◆ **EXERCISE AIM**: Count how many lines hold the string "index", and give only that number.

◆ **DATA IN THIS EXERCISE**:
● ● ● ●

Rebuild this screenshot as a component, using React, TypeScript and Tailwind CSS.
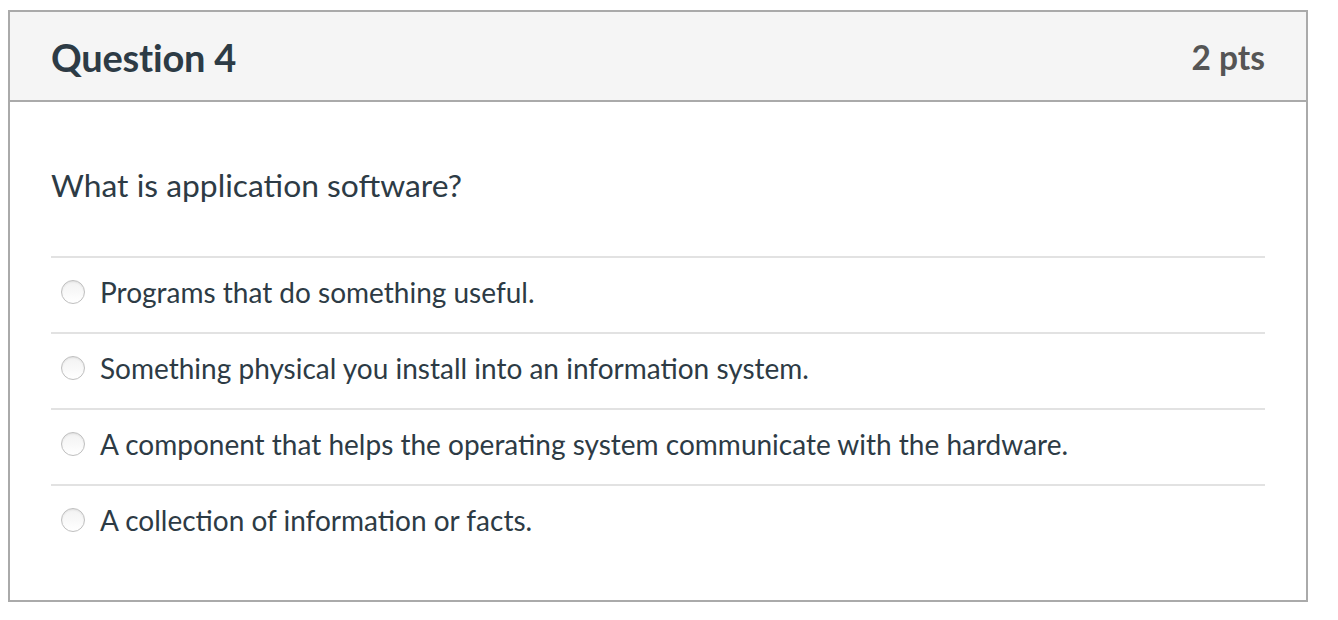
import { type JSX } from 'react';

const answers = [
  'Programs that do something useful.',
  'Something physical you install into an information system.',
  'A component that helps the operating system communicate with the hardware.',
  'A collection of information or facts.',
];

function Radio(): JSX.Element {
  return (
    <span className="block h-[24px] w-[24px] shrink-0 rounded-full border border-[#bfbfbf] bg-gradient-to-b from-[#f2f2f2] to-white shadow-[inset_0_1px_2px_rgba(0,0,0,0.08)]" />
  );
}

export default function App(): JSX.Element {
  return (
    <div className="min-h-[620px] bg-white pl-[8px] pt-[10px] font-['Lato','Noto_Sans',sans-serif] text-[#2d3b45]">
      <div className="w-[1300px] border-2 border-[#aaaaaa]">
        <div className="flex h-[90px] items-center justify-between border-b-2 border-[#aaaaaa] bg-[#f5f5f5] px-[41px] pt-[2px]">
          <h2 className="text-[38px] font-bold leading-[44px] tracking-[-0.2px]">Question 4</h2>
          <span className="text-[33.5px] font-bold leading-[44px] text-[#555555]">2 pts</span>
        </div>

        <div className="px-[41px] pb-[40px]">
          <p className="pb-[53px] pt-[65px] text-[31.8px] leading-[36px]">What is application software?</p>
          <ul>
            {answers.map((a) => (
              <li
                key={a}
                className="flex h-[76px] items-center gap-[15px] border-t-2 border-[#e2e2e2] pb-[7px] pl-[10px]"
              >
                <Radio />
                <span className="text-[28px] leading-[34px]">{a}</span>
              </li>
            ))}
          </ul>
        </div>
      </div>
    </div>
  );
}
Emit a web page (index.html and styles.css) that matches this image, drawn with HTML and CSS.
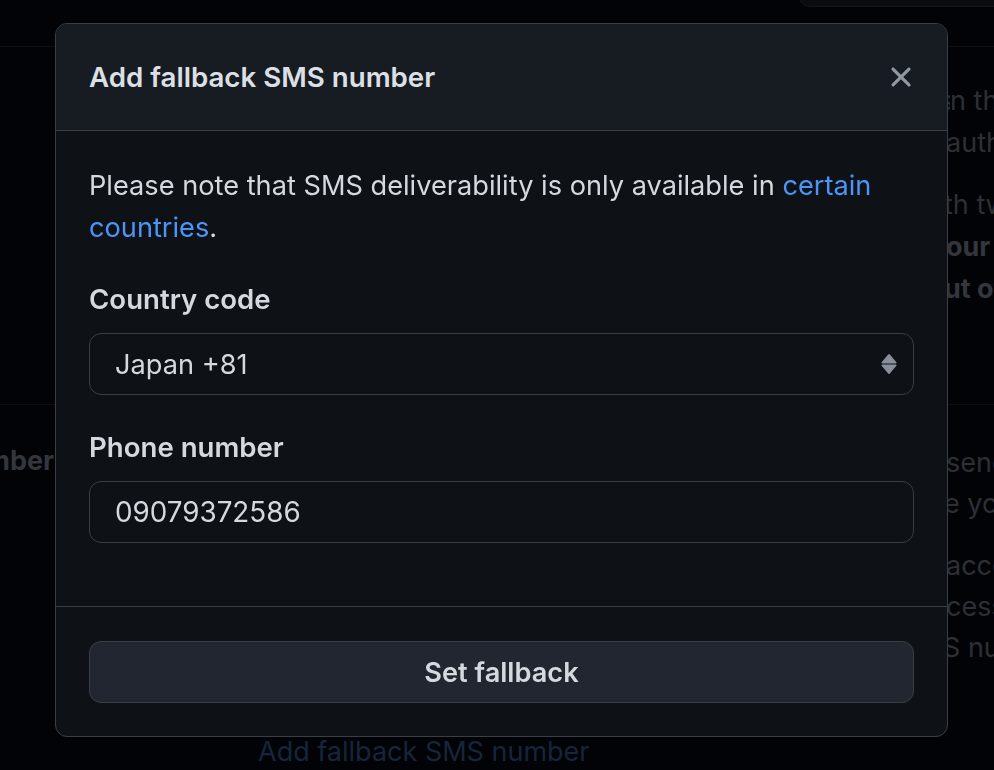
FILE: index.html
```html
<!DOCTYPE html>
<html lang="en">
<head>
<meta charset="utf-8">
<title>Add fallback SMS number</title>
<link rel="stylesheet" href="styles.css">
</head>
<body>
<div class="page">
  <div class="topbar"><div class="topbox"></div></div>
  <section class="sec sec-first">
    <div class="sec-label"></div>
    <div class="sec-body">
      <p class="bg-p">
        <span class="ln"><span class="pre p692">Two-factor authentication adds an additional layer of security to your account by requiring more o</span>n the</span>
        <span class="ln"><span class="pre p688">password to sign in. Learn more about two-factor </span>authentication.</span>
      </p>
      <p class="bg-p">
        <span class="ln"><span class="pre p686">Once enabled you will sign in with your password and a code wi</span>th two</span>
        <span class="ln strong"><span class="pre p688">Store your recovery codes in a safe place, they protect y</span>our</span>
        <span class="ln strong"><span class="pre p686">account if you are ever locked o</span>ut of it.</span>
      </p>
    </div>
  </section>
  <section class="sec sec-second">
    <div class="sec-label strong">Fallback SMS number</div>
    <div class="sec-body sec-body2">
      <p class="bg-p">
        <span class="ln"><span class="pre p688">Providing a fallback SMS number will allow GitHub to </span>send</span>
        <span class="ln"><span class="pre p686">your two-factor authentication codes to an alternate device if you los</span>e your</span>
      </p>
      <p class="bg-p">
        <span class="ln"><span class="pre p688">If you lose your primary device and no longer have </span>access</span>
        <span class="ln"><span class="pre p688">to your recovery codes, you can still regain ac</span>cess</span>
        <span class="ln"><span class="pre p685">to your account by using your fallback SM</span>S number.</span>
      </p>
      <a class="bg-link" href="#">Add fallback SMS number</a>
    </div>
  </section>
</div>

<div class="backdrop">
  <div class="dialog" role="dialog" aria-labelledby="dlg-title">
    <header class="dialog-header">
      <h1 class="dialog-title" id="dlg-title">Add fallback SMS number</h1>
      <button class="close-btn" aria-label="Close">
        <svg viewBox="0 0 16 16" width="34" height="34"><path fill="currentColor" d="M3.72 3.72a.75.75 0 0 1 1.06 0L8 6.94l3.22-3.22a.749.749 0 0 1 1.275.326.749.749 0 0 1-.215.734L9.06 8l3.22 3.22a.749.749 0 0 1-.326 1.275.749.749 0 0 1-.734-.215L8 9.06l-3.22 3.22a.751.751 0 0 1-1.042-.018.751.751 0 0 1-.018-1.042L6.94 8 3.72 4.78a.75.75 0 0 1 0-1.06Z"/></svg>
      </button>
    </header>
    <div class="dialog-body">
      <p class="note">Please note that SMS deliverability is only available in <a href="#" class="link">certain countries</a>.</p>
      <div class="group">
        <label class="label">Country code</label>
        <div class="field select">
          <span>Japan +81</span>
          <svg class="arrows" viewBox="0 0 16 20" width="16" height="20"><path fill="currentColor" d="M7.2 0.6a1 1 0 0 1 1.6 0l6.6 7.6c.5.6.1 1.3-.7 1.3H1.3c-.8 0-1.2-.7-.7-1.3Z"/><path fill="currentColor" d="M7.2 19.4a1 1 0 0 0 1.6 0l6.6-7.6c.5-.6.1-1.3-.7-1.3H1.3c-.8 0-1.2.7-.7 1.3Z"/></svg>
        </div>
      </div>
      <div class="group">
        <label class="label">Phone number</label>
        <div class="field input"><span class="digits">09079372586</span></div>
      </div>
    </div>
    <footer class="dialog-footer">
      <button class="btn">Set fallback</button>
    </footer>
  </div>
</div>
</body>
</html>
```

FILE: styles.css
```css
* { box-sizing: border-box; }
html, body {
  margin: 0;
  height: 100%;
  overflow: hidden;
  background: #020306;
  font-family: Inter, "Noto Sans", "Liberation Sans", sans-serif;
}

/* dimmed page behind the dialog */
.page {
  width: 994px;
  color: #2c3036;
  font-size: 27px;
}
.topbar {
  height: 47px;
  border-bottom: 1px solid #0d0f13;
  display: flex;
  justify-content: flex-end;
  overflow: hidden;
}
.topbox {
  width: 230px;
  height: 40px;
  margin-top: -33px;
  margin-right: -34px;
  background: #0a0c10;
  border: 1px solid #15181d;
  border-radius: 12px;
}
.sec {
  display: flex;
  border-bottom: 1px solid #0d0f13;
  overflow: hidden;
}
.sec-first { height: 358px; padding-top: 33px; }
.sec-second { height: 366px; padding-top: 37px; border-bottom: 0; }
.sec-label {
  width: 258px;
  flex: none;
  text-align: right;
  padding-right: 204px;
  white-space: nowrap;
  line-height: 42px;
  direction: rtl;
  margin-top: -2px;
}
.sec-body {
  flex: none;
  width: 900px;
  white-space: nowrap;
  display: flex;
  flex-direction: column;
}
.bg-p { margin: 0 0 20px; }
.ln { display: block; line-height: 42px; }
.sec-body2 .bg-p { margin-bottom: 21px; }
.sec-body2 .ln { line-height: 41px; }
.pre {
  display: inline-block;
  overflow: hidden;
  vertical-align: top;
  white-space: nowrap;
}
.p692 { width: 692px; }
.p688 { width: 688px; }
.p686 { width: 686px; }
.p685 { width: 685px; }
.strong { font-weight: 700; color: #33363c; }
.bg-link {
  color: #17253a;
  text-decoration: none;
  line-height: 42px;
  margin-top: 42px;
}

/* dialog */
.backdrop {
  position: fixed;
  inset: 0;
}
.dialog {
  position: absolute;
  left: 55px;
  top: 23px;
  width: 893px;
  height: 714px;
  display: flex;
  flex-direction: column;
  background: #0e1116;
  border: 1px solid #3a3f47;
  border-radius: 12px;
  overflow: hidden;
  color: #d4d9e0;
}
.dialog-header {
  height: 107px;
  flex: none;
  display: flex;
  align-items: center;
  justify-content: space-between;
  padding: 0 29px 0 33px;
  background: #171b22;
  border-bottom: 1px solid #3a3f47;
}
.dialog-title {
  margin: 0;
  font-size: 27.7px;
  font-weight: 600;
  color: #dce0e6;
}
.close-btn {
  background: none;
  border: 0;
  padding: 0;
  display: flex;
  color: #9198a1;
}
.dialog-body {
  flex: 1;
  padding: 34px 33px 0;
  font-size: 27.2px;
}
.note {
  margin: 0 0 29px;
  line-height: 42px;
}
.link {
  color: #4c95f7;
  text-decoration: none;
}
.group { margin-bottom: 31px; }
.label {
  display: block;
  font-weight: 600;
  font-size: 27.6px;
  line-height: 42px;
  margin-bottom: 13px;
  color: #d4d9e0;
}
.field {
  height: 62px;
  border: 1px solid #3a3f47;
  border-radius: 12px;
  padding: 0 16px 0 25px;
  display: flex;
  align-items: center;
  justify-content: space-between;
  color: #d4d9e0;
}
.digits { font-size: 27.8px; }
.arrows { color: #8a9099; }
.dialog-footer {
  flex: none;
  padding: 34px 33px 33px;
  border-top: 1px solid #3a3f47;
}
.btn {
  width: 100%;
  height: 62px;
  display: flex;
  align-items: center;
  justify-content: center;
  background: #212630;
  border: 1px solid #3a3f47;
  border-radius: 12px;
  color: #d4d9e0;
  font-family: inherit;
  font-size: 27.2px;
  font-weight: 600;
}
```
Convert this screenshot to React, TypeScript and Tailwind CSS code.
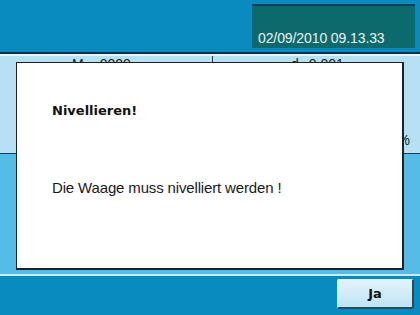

● ● ● ●

◆ **EXERCISE RESPONSE**: 2